Attorney Daniel Griffith of Cleveland, who represents the city and officers, declined to comment on the case.

Wendell Trapp of Corinth, who represents the school district and the two bus drivers, said his clients also filed a response to the lawsuit.

Trapp said “they did nothing whatsoever wrong. There was a problem on the bus. The bus drivers notified the officers as they would appropriately do.”

According to the complaint, six black students were arrested after an argument on a bus taking the students home from DeSoto County’s alternative school on Aug. 12.

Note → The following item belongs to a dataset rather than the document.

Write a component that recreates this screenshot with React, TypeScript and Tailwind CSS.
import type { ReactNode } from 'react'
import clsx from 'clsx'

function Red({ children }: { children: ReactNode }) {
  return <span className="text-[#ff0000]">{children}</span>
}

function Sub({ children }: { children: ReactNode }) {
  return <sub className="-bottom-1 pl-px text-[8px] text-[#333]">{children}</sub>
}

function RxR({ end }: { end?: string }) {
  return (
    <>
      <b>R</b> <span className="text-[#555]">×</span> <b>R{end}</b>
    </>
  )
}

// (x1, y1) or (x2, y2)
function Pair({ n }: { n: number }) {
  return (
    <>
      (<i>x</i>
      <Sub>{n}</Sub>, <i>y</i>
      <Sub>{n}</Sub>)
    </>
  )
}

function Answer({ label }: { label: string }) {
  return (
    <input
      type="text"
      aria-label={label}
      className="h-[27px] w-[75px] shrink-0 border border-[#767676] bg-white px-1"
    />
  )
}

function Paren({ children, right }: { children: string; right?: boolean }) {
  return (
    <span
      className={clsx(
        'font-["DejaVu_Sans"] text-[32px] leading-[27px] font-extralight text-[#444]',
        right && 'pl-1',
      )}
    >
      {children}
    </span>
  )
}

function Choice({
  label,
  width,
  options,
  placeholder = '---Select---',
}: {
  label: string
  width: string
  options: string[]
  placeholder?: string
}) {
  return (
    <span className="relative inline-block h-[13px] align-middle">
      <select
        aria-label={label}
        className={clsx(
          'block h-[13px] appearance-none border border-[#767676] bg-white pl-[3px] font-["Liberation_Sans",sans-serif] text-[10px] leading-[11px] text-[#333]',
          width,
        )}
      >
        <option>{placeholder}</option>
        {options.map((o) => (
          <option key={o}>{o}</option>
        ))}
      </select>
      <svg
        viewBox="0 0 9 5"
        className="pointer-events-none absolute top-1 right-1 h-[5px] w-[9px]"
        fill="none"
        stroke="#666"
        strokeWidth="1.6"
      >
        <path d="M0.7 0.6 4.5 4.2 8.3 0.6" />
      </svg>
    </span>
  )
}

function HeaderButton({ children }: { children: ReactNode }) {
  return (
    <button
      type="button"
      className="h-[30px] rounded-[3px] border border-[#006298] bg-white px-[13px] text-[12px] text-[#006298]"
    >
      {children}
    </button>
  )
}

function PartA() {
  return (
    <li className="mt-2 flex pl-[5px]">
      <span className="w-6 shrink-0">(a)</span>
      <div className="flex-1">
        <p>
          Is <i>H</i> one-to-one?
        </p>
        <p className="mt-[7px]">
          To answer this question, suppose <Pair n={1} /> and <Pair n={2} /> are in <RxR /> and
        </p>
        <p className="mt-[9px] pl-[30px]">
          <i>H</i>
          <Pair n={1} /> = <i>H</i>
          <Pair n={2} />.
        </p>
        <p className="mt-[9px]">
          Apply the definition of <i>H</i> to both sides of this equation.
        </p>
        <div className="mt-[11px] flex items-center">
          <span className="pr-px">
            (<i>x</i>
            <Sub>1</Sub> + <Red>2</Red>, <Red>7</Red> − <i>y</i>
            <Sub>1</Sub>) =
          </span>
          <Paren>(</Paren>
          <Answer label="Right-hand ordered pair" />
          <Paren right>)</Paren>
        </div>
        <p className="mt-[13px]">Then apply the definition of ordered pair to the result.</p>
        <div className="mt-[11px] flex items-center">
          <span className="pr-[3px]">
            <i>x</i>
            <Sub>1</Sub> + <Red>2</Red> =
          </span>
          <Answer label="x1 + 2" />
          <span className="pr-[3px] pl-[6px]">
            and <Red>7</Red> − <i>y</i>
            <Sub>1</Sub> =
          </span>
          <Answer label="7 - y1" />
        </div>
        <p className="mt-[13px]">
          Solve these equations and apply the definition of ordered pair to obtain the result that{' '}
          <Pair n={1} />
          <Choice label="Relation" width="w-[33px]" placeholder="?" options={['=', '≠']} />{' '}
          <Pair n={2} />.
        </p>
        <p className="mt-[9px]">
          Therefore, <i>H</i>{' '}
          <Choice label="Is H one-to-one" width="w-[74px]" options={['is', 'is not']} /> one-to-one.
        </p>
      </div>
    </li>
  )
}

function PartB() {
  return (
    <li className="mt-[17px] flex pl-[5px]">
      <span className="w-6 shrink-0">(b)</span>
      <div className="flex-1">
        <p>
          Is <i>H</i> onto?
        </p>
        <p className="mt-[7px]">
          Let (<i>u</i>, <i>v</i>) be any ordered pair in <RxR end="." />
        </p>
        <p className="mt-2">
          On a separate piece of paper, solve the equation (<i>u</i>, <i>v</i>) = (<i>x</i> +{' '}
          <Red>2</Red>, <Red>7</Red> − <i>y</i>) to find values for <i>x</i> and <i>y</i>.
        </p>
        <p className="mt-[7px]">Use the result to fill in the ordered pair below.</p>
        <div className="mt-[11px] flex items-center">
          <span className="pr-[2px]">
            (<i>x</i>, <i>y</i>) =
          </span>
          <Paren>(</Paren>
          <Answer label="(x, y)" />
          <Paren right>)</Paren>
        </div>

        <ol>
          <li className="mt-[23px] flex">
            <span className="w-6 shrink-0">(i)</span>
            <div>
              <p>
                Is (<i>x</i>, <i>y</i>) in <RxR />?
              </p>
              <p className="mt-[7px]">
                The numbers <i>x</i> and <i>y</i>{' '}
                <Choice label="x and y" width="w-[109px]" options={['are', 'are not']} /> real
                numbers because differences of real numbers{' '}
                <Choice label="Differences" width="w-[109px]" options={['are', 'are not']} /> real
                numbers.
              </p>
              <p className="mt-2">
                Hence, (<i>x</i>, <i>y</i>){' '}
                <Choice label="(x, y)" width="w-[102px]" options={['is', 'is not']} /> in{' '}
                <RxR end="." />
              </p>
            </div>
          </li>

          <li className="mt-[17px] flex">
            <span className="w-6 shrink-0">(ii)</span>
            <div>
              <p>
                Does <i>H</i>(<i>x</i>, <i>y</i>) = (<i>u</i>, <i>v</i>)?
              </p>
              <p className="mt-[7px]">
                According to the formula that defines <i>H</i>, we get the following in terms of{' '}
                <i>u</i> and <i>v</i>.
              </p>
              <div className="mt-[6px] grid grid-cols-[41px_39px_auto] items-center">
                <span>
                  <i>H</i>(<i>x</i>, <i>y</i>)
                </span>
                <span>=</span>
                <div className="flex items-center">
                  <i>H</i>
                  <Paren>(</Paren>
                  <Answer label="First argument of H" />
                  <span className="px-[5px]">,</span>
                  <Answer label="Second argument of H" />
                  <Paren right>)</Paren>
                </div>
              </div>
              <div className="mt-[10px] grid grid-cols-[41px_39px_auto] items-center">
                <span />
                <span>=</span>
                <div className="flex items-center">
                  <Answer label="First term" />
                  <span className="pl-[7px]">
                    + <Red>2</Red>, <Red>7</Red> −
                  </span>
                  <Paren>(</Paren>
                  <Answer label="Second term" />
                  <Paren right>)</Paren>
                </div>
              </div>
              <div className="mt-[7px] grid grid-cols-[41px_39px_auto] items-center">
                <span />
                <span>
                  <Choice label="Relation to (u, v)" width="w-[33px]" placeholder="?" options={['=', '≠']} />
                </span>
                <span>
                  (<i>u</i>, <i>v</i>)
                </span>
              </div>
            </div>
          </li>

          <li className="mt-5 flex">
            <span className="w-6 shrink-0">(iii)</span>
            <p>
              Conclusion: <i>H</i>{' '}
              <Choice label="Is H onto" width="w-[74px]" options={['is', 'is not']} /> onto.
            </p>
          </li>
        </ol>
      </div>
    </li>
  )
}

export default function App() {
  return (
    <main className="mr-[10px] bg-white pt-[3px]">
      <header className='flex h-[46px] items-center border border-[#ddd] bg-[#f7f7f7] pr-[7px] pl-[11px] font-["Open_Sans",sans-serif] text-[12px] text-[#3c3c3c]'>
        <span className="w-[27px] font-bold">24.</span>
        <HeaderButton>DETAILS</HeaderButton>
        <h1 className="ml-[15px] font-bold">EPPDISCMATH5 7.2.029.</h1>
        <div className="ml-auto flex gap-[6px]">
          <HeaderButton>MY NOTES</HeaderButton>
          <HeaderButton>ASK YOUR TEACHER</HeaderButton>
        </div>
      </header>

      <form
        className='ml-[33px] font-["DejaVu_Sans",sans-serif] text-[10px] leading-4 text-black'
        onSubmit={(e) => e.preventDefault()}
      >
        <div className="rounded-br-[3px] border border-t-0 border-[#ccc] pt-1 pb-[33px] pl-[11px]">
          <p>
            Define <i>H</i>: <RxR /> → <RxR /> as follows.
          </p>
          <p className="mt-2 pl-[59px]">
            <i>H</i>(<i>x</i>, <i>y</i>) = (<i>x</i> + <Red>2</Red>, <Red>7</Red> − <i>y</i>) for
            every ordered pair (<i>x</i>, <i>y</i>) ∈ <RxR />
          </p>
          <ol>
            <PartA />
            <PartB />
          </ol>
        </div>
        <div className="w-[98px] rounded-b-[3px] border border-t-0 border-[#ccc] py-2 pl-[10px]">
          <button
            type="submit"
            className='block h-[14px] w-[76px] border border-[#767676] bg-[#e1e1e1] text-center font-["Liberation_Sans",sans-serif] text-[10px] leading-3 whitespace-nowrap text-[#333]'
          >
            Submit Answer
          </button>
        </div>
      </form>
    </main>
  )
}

The ACLU said it has a copy of a school bus surveillance video showing the incident, but hasn’t released it to the public. In the videotape that was viewed by a reporter, an officer grabs a 14-year-old girl by the neck, shoves her against a bus window and tells her he didn’t like the way she talked to him. The ACLU identified the officer as Aguilar.

Aguilar also is accused in the lawsuit of tackling a 17-year-old boy, pressing a Taser against his neck and threatening to use it.

The ACLU said the students were arrested on disorderly conduct and disturbing the peace charges. The cases were sealed because they were handled in youth court, according to the ACLU.

U.S. Magistrate S. Allan Alexander has scheduled July 8 conference with attorneys to discuss the case.